Pick random points (blue/black squares) and sample the function (the red line) there. What does that tell you about the function? Well, the function can’t be much bigger than those points nearby those point, right? Assuming the function is continuous at least. But what about the parts of the function that aren’t near where you sampled?
Well those could be a bunch bigger, but the closer they are to sampled points, the less big they could be in theory. Let’s say they can’t be bigger than k times the distance from a sampled point (the green line) plus the value at that point. But what is k?
k is the “Lipschitz constant” of the function. You can think of it kinda like the maximum slope of the function, but that’s not 100% accurate. How to we estimate k?

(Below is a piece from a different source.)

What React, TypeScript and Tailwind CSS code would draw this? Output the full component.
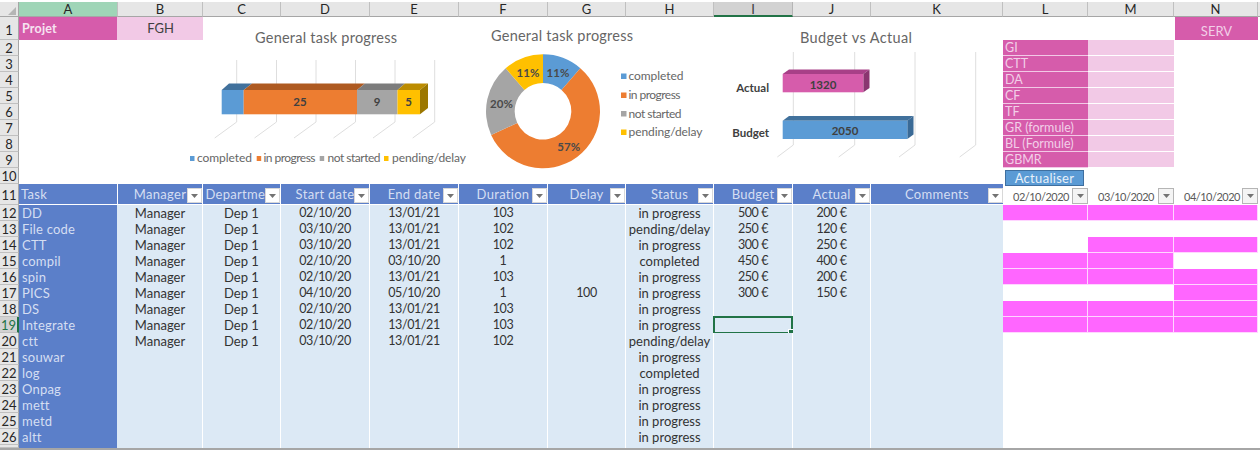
import React from "react";

const COLS = ["A","B","C","D","E","F","G","H","I","J","K","L","M","N"];
const tasks = ["DD","File code","CTT","compil","spin","PICS","DS","Integrate","ctt","souwar","log","Onpag","mett","metd","altt"];
const starts = ["02/10/20","03/10/20","03/10/20","02/10/20","02/10/20","04/10/20","02/10/20","02/10/20","03/10/20"];
const ends = ["13/01/21","13/01/21","13/01/21","03/10/20","13/01/21","05/10/20","13/01/21","13/01/21","13/01/21"];
const durations = ["103","102","102","1","103","1","103","103","102"];
const statuses = ["in progress","pending/delay","in progress","completed","in progress","in progress","in progress","in progress","pending/delay","in progress","completed","in progress","in progress","in progress","in progress"];
const budgets = ["500 €","250 €","300 €","450 €","250 €","300 €"];
const actuals = ["200 €","120 €","250 €","400 €","200 €","150 €"];
const headers = ["Task","Manager","Department","Start date","End date","Duration","Delay","Status","Budget","Actual","Comments"];
const side = ["GI","CTT","DA","CF","TF","GR (formule)","BL (Formule)","GBMR"];
const gantt: Record<number, string> = { 12: "LMN", 14: "MN", 15: "LM", 16: "LMN", 17: "N", 18: "LMN", 19: "LMN" };

function Arrow() {
  return (
    <svg width="7" height="4" viewBox="0 0 7 4" className="block">
      <polygon points="0,0 7,0 3.5,4" fill="#737373" />
    </svg>
  );
}

function FilterBtn({ grey }: { grey?: boolean }) {
  return (
    <span className={grey
      ? "absolute right-0 top-[4px] w-[16px] h-[16px] flex items-center justify-center bg-[#f4f4f4] border border-[#b5b5b5]"
      : "absolute right-0 top-[4px] w-[15px] h-[15px] flex items-center justify-center bg-white border border-[#d8d8d8]"}>
      <Arrow />
    </span>
  );
}

function bodyText(r: number, c: string): string {
  const i = r - 12;
  if (c === "A") return tasks[i] ?? "";
  if (c === "B") return i < 9 ? "Manager" : "";
  if (c === "C") return i < 9 ? "Dep 1" : "";
  if (c === "D") return starts[i] ?? "";
  if (c === "E") return ends[i] ?? "";
  if (c === "F") return durations[i] ?? "";
  if (c === "G") return r === 17 ? "100" : "";
  if (c === "H") return statuses[i] ?? "";
  if (c === "I") return budgets[i] ?? "";
  if (c === "J") return actuals[i] ?? "";
  return "";
}

function Cell({ r, c }: { r: number; c: string }) {
  const ci = COLS.indexOf(c);
  if (r === 1 && c === "A") return <div className="bg-[#d65cab] text-[#f6e3f1] font-bold text-[12.5px] leading-[23px] pl-[3px] border-r border-[#f2c9e6] tracking-[0.2px]">Projet</div>;
  if (r === 1 && c === "B") return <div className="bg-[#f2c9e6] text-[#404040] text-[13px] leading-[22px] text-center">FGH</div>;
  if (r === 1 && c === "N") return <div className="bg-[#d65cab] text-[#f2cfe8] text-[13px] leading-[28px] text-center border-l border-white">SERV</div>;
  if (r >= 2 && r <= 9 && c === "L") return <div className="bg-[#d65cab] text-[#f2cfe8] text-[12.5px] leading-[16px] pl-[2px] border-b border-[#f2c9e6] whitespace-nowrap overflow-hidden">{side[r - 2]}</div>;
  if (r >= 2 && r <= 9 && c === "M") return <div className="bg-[#f2c9e6] border-b border-white" />;
  if (r === 11 && ci <= 10) {
    return (
      <div className={c === "K" ? "relative bg-[#5b7fc9] border-b border-white" : "relative bg-[#5b7fc9] border-r border-b border-white"}>
        <div className={c === "A"
          ? "pl-[2px] text-[13px] leading-[20px] text-[#d5def2] whitespace-nowrap overflow-hidden tracking-[0.3px]"
          : "flex justify-center text-[13px] leading-[20px] text-[#d5def2] whitespace-nowrap overflow-hidden tracking-[0.3px]"}>
          {headers[ci]}
        </div>
        {c !== "A" && <FilterBtn />}
      </div>
    );
  }
  if (r === 11 && ci > 10) {
    const d = { L: "02/10/2020", M: "03/10/2020", N: "04/10/2020" }[c];
    return (
      <div className="relative">
        <div className="pl-[10px] text-[11px] tracking-[-0.5px] leading-[26px] text-[#595959] whitespace-nowrap">{d}</div>
        <FilterBtn grey />
      </div>
    );
  }
  if (r >= 12 && c === "A") return <div className="bg-[#5b7fc9] border-r border-[#dce9f5] pl-[3px] text-[13px] leading-[16px] text-[#d5def2] tracking-[0.2px] whitespace-nowrap">{bodyText(r, c)}</div>;
  if (r >= 12 && ci <= 10) {
    const numeric = "DEFGIJ".includes(c);
    return (
      <div className={c === "K"
        ? "relative bg-[#dce9f5] text-[13px] leading-[16px] text-center text-[#333333]"
        : numeric
        ? "relative bg-[#dce9f5] border-r border-white text-[12.5px] tracking-[-0.4px] leading-[16px] text-center text-[#333333] whitespace-nowrap"
        : "relative bg-[#dce9f5] border-r border-white text-[13px] leading-[16px] text-center text-[#333333] whitespace-nowrap"}>
        {bodyText(r, c)}
        {r === 19 && c === "I" && (
          <span className="absolute left-[-1px] right-[-1px] top-[-1px] bottom-[-1px] border-2 border-[#217346]">
            <span className="absolute right-[-4px] bottom-[-4px] w-[5px] h-[5px] bg-[#217346] border border-white box-content" />
          </span>
        )}
      </div>
    );
  }
  if (r >= 12 && gantt[r]?.includes(c)) return <div className="bg-[#ff66ff] border-r border-b border-[#ffd6ff]" />;
  return <div />;
}

function Chart1() {
  const xs = [236.7, 276.5, 316, 355.5, 395, 434.7];
  return (
    <svg className="absolute left-0 top-0 pointer-events-none" width="480" height="180" style={{ fontFamily: "Lato, sans-serif" }}>
      <text x="326" y="43" textAnchor="middle" fontSize="14.5" fill="#666666" textLength="142">General task progress</text>
      {xs.map((x) => (
        <g key={x} stroke="#dedede" fill="none"><line x1={x} y1="60" x2={x} y2="122" /><line x1={x} y1="122" x2={x - 22} y2="138" /></g>
      ))}
      <polygon points="221.7,90 229,83.5 252,83.5 243.7,90" fill="#41719c" />
      <polygon points="243.7,90 252,83.5 365,83.5 357,90" fill="#ae5a21" />
      <polygon points="357,90 365,83.5 405,83.5 397.5,90" fill="#7c7c7c" />
      <polygon points="397.5,90 405,83.5 428,83.5 420,90" fill="#bc8c00" />
      <polygon points="420,90 428,83.5 428,108 420,114.3" fill="#9c7700" />
      <rect x="221.7" y="90" width="22" height="24.3" fill="#5b9bd5" />
      <rect x="243.7" y="90" width="113.3" height="24.3" fill="#ed7d31" />
      <rect x="357" y="90" width="40.5" height="24.3" fill="#a5a5a5" />
      <rect x="397.5" y="90" width="22.5" height="24.3" fill="#ffc000" />
      <g fontSize="11.5" fontWeight="700" fill="#404040" textAnchor="middle">
        <text x="300" y="106">25</text><text x="377" y="106">9</text><text x="408.5" y="106">5</text>
      </g>
      <rect x="190" y="156" width="4.5" height="5" fill="#5b9bd5" />
      <rect x="256.7" y="156" width="4.5" height="5" fill="#ed7d31" />
      <rect x="319.7" y="156" width="4.5" height="5" fill="#a5a5a5" />
      <rect x="384" y="156" width="4.5" height="5" fill="#ffc000" />
      <g fontSize="12" fill="#666666">
        <text x="197" y="162" textLength="55">completed</text>
        <text x="263.5" y="162" textLength="52">in progress</text>
        <text x="327.5" y="162" textLength="53">not started</text>
        <text x="392" y="162" textLength="74">pending/delay</text>
      </g>
    </svg>
  );
}

function polar(r: number, a: number) {
  const t = ((a - 90) * Math.PI) / 180;
  return [543 + r * Math.cos(t), 111.3 + r * Math.sin(t)];
}
function arc(a0: number, a1: number) {
  const [x0, y0] = polar(57, a0), [x1, y1] = polar(57, a1), [x2, y2] = polar(28.3, a1), [x3, y3] = polar(28.3, a0);
  const large = a1 - a0 > 180 ? 1 : 0;
  return `M${x0} ${y0}A57 57 0 ${large} 1 ${x1} ${y1}L${x2} ${y2}A28.3 28.3 0 ${large} 0 ${x3} ${y3}Z`;
}

function Chart2() {
  const segs: [number, number, string][] = [[0, 40.9, "#5b9bd5"], [40.9, 245.5, "#ed7d31"], [245.5, 319.1, "#a5a5a5"], [319.1, 360, "#ffc000"]];
  const leg: [string, string, number, number][] = [["completed", "#5b9bd5", 76, 55], ["in progress", "#ed7d31", 95, 52], ["not started", "#a5a5a5", 113.5, 53], ["pending/delay", "#ffc000", 132, 74]];
  return (
    <svg className="absolute left-[470px] top-0 pointer-events-none" width="250" height="180" viewBox="470 0 250 180" style={{ fontFamily: "Lato, sans-serif" }}>
      <text x="562" y="41" textAnchor="middle" fontSize="14.5" fill="#666666" textLength="142">General task progress</text>
      {segs.map((s) => <path key={s[0]} d={arc(s[0], s[1])} fill={s[2]} />)}
      <g fontSize="11.5" fontWeight="700" fill="#4a4a4a" textAnchor="middle">
        <text x="558" y="76.5">11%</text><text x="528" y="76.5">11%</text><text x="501.5" y="107.5">20%</text><text x="568.7" y="151">57%</text>
      </g>
      {leg.map(([t, col, y, w]) => (
        <g key={t}>
          <rect x="621" y={y - 2.5} width="5.5" height="5.5" fill={col} />
          <text x="628.5" y={y + 4} fontSize="12" fill="#666666" textLength={w}>{t}</text>
        </g>
      ))}
    </svg>
  );
}

function Chart3() {
  const xs = [793.3, 854.7, 915, 975.7];
  return (
    <svg className="absolute left-[720px] top-0 pointer-events-none" width="280" height="180" viewBox="720 0 280 180" style={{ fontFamily: "Lato, sans-serif" }}>
      <text x="856" y="43" textAnchor="middle" fontSize="14.5" fill="#666666" textLength="112">Budget vs Actual</text>
      {xs.map((x) => (
        <g key={x} stroke="#dedede" fill="none"><line x1={x} y1="52" x2={x} y2="145" /><line x1={x} y1="145" x2={x - 16} y2="157" /></g>
      ))}
      <polygon points="782.7,74 789,69.5 869.5,69.5 863.3,74" fill="#a84088" />
      <polygon points="863.3,74 869.5,69.5 869.5,88 863.3,92.3" fill="#8a3570" />
      <rect x="782.7" y="74" width="80.6" height="18.3" fill="#d65cab" />
      <polygon points="782.7,120.7 789,116 913.5,116 907.3,120.7" fill="#41719c" />
      <polygon points="907.3,120.7 913.5,116 913.5,134.5 907.3,139" fill="#3a6a96" />
      <rect x="782.7" y="120.7" width="124.6" height="18.3" fill="#5b9bd5" />
      <g fontSize="11.5" fontWeight="700" fill="#404040">
        <text x="823" y="89" textAnchor="middle">1320</text>
        <text x="845" y="135" textAnchor="middle">2050</text>
      </g>
      <g fontSize="11.5" fontWeight="700" fill="#404040">
        <text x="769" y="92" textAnchor="end">Actual</text>
        <text x="769" y="137" textAnchor="end">Budget</text>
      </g>
    </svg>
  );
}

export default function App() {
  const rows = Array.from({ length: 27 }, (_, i) => i + 1);
  return (
    <div className="relative w-[1260px] h-[450px] overflow-hidden bg-white font-['Lato',sans-serif]">
      <div className="grid grid-cols-[19px_99px_85px_78px_89px_89px_89px_78px_88px_79px_78px_132px_85px_86px_84px_2px] grid-rows-[15px_23px_repeat(9,16px)_21px_repeat(15,16px)_3px] mt-[2px] border-b-2 border-[#a6a6a6]">
        <div className="relative bg-[#e6e6e6] border-r border-b border-[#a6a6a6]">
          <svg width="8" height="8" className="absolute right-[2px] bottom-[1px]"><polygon points="8,0 8,8 0,8" fill="#b5b5b5" /></svg>
        </div>
        {COLS.map((c) => (
          <div
            key={c}
            className={
              c === "A"
                ? "bg-[#9fd5b7] border-b border-[#a6a6a6] border-r border-r-[#c0c0c0] text-[13px] leading-[14px] text-center text-[#262626]"
                : c === "I"
                ? "bg-[#d2d2d2] border-b-2 border-[#217346] border-r border-r-[#b5b5b5] text-[13px] leading-[14px] text-center text-[#404040]"
                : "bg-[#e6e6e6] border-b border-[#a6a6a6] border-r border-r-[#c0c0c0] text-[13px] leading-[14px] text-center text-[#262626]"
            }
          >
            {c}
          </div>
        ))}
        <div className="bg-[#e6e6e6] border-b border-[#a6a6a6]" />
        {rows.map((r) => (
          <React.Fragment key={r}>
            <div
              className={
                r === 19
                  ? "bg-[#d2d2d2] border-r-2 border-[#217346] border-b border-b-[#c0c0c0] text-[#217346] text-[13px] leading-[16px] text-center overflow-hidden"
                  : r === 1 || r === 11
                  ? "bg-[#e6e6e6] border-r border-[#a6a6a6] border-b border-b-[#c0c0c0] text-[#262626] text-[13px] flex items-end justify-center leading-[17px] overflow-hidden"
                  : "bg-[#e6e6e6] border-r border-[#a6a6a6] border-b border-b-[#c0c0c0] text-[#262626] text-[13px] leading-[16px] text-center overflow-hidden"
              }
            >
              {r === 27 ? "" : r}
            </div>
            {COLS.map((c) => (
              <Cell key={c} r={r} c={c} />
            ))}
            <div />
          </React.Fragment>
        ))}
      </div>
      <Chart1 />
      <Chart2 />
      <Chart3 />
      <button className="absolute left-[1005px] top-[170px] w-[79px] h-[16px] bg-[#5b9bd5] border border-[#3f6f9f] text-[#e8f1fa] text-[13px] leading-[13px] tracking-[0.3px] text-center">
        Actualiser
      </button>
    </div>
  );
}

We’ll take each triplet of 3 consecutive points on the function, and create the unique parabola that goes through them (you did this in 8th grade, remember?). Whichever of these parabolas (that have a maximum, not a minimum) has the highest max will be the “winner” (morphing dark green parabola). Let’s take the slope of that parabola at the lowest point on it. For math reasons (that I totally understand, trust me), this is a good estimation of k.

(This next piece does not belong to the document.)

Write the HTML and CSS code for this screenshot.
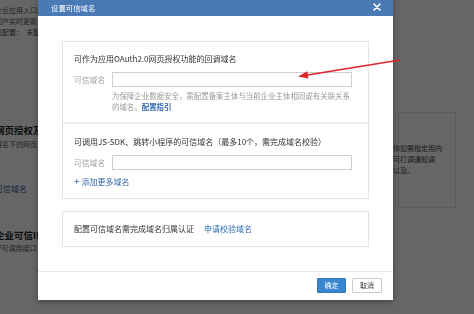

That we have a decent estimation for places where the max of the function can lie, lets start sampling the function there (at the highest spikes of the green line). Whenever we do that, we either find a new global maximum, or we decrease the how much error our estimation can have by getting rid of the highest points on the green line. When the difference between the highest point on the green line and the highest point we’ve found (this is the maximum error) is small enough, we stop, and report the biggest point we’ve found as the max of the function, and we know we’re pretty close and how close we are.
The big thing I’m wondering: This works spectacularly on 1D functions. But that already wasn’t hard to do. How does this approach scale up to higher dimensional functions?
Also, this only really works on a bounded function, as the green line goes towards infinity beyond the first and last points. How do you deal with that?